I cristiani in questi luoghi purtroppo sono sempre meno numerosi: cosa rappresenta invece la loro presenza in queste terre? È anche casa loro…
R. – Certamente rappresenta qualche cosa di insostituibile. Non possiamo fare che la Chiesa rimanga nella Terra Santa come una specie di museo o monumento di pietre morte, che sì rappresentano tutta la vita di Gesù e la sua presenza nel mondo, ma Cristo vive, vive adesso risorto, vicino al Padre del Regno, ma anche vive nella Chiesa che sono i fedeli, le membra vive del corpo di Cristo. E quindi, se noi non aiutiamo questi nostri fratelli a vivere proprio come Chiesa si rischia di trovarsi in una Terra Santa che ha tante belle mostre della presenza di Gesù, dell’arte, della storia, ma senza le pietre vive che sono i discepoli di Gesù che conformano la sua Chiesa.

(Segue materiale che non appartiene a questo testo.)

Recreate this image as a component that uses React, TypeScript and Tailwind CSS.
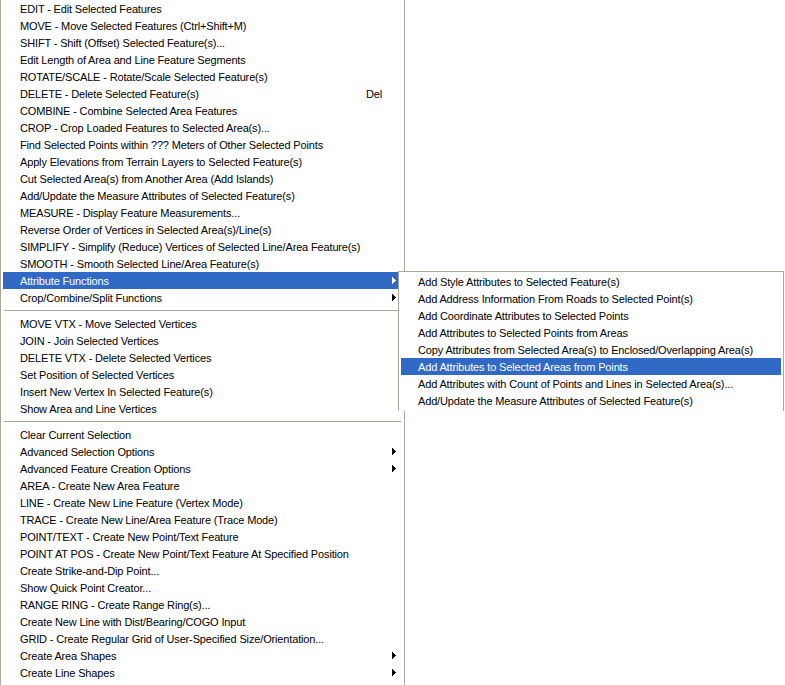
import React from "react";

type Item =
  | { sep: true }
  | { sep?: false; label: string; shortcut?: string; arrow?: boolean; hl?: boolean };

const mainItems: Item[] = [
  { label: "EDIT - Edit Selected Features" },
  { label: "MOVE - Move Selected Features (Ctrl+Shift+M)" },
  { label: "SHIFT - Shift (Offset) Selected Feature(s)..." },
  { label: "Edit Length of Area and Line Feature Segments" },
  { label: "ROTATE/SCALE - Rotate/Scale Selected Feature(s)" },
  { label: "DELETE - Delete Selected Feature(s)", shortcut: "Del" },
  { label: "COMBINE - Combine Selected Area Features" },
  { label: "CROP - Crop Loaded Features to Selected Area(s)..." },
  { label: "Find Selected Points within ??? Meters of Other Selected Points" },
  { label: "Apply Elevations from Terrain Layers to Selected Feature(s)" },
  { label: "Cut Selected Area(s) from Another Area (Add Islands)" },
  { label: "Add/Update the Measure Attributes of Selected Feature(s)" },
  { label: "MEASURE - Display Feature Measurements..." },
  { label: "Reverse Order of Vertices in Selected Area(s)/Line(s)" },
  { label: "SIMPLIFY - Simplify (Reduce) Vertices of Selected Line/Area Feature(s)" },
  { label: "SMOOTH - Smooth Selected Line/Area Feature(s)" },
  { label: "Attribute Functions", arrow: true, hl: true },
  { label: "Crop/Combine/Split Functions", arrow: true },
  { sep: true },
  { label: "MOVE VTX - Move Selected Vertices" },
  { label: "JOIN - Join Selected Vertices" },
  { label: "DELETE VTX - Delete Selected Vertices" },
  { label: "Set Position of Selected Vertices" },
  { label: "Insert New Vertex In Selected Feature(s)" },
  { label: "Show Area and Line Vertices" },
  { sep: true },
  { label: "Clear Current Selection" },
  { label: "Advanced Selection Options", arrow: true },
  { label: "Advanced Feature Creation Options", arrow: true },
  { label: "AREA - Create New Area Feature" },
  { label: "LINE - Create New Line Feature (Vertex Mode)" },
  { label: "TRACE - Create New Line/Area Feature (Trace Mode)" },
  { label: "POINT/TEXT - Create New Point/Text Feature" },
  { label: "POINT AT POS - Create New Point/Text Feature At Specified Position" },
  { label: "Create Strike-and-Dip Point..." },
  { label: "Show Quick Point Creator..." },
  { label: "RANGE RING - Create Range Ring(s)..." },
  { label: "Create New Line with Dist/Bearing/COGO Input" },
  { label: "GRID - Create Regular Grid of User-Specified Size/Orientation..." },
  { label: "Create Area Shapes", arrow: true },
  { label: "Create Line Shapes", arrow: true },
];

const subItems: { label: string; hl?: boolean }[] = [
  { label: "Add Style Attributes to Selected Feature(s)" },
  { label: "Add Address Information From Roads to Selected Point(s)" },
  { label: "Add Coordinate Attributes to Selected Points" },
  { label: "Add Attributes to Selected Points from Areas" },
  { label: "Copy Attributes from Selected Area(s) to Enclosed/Overlapping Area(s)" },
  { label: "Add Attributes to Selected Areas from Points", hl: true },
  { label: "Add Attributes with Count of Points and Lines in Selected Area(s)..." },
  { label: "Add/Update the Measure Attributes of Selected Feature(s)" },
];

function Arrow({ white }: { white?: boolean }) {
  return (
    <svg width="4" height="7" viewBox="0 0 4 7" shapeRendering="crispEdges" className="block">
      <path
        d="M0 0h1v1h1v1h1v1h1v1h-1v1h-1v1h-1v1h-1z"
        fill={white ? "#ffffff" : "#000000"}
      />
    </svg>
  );
}

export default function App() {
  return (
    <div className="relative w-[785px] h-[685px] overflow-hidden bg-white font-['Liberation_Sans',Arial,sans-serif] text-[11px] tracking-[-0.15px] text-black">
      {/* main menu */}
      <div className="w-[405px] h-[685px] border-x border-[#aca899] bg-white px-[2px]">
        {mainItems.map((it, i) =>
          it.sep ? (
            <div key={i} className="h-[9px] flex items-center pl-px pr-px">
              <div className="h-px w-full bg-[#aca899]" />
            </div>
          ) : (
            <div
              key={i}
              className={
                it.hl
                  ? "h-[17px] leading-[17px] flex items-center pl-[17px] pr-[6px] bg-[#316ac5] text-white"
                  : "h-[17px] leading-[17px] flex items-center pl-[17px] pr-[6px]"
              }
            >
              <span className="flex-1 whitespace-nowrap pt-px">{it.label}</span>
              {it.shortcut && <span className="whitespace-nowrap pt-px mr-[14px]">{it.shortcut}</span>}
              {it.arrow && <Arrow white={it.hl} />}
            </div>
          )
        )}
      </div>

      {/* submenu */}
      <div className="absolute left-[398px] top-[271px] w-[386px] border-x border-t border-[#aca899] bg-white px-[2px] pt-px pb-[2px]">
        {subItems.map((it, i) => (
          <div
            key={i}
            className={
              it.hl
                ? "h-[17px] leading-[17px] flex items-center pl-[17px] bg-[#316ac5] text-white"
                : "h-[17px] leading-[17px] flex items-center pl-[17px]"
            }
          >
            <span className="whitespace-nowrap pt-px">{it.label}</span>
          </div>
        ))}
      </div>
    </div>
  );
}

Da quando Paolo VI ha istituito la colletta “Pro Terra Sancta” nel 1974 purtroppo sul Medio Oriente si sono spesso addensate tenebre di guerra. Oggi quali sono le speranze di pace?
R. – Le speranze di pace mai devono essere cancellate dalla nostra azione e dalla nostra vita cristiana. Noi siamo figli di Dio, per la pace in Cristo abbiamo ricevuto questa pace e la dobbiamo promuovere e vivere ogni giorno. Però certamente non è facile perché per la pace bisogna partire dall’umiltà, dal riconoscimento dell’altro, della sua identità e della sua personalità e dal servizio degli altri, che è il più grande gesto di carità che possiamo fare: annunciare Cristo con la parola e con la nostra vita.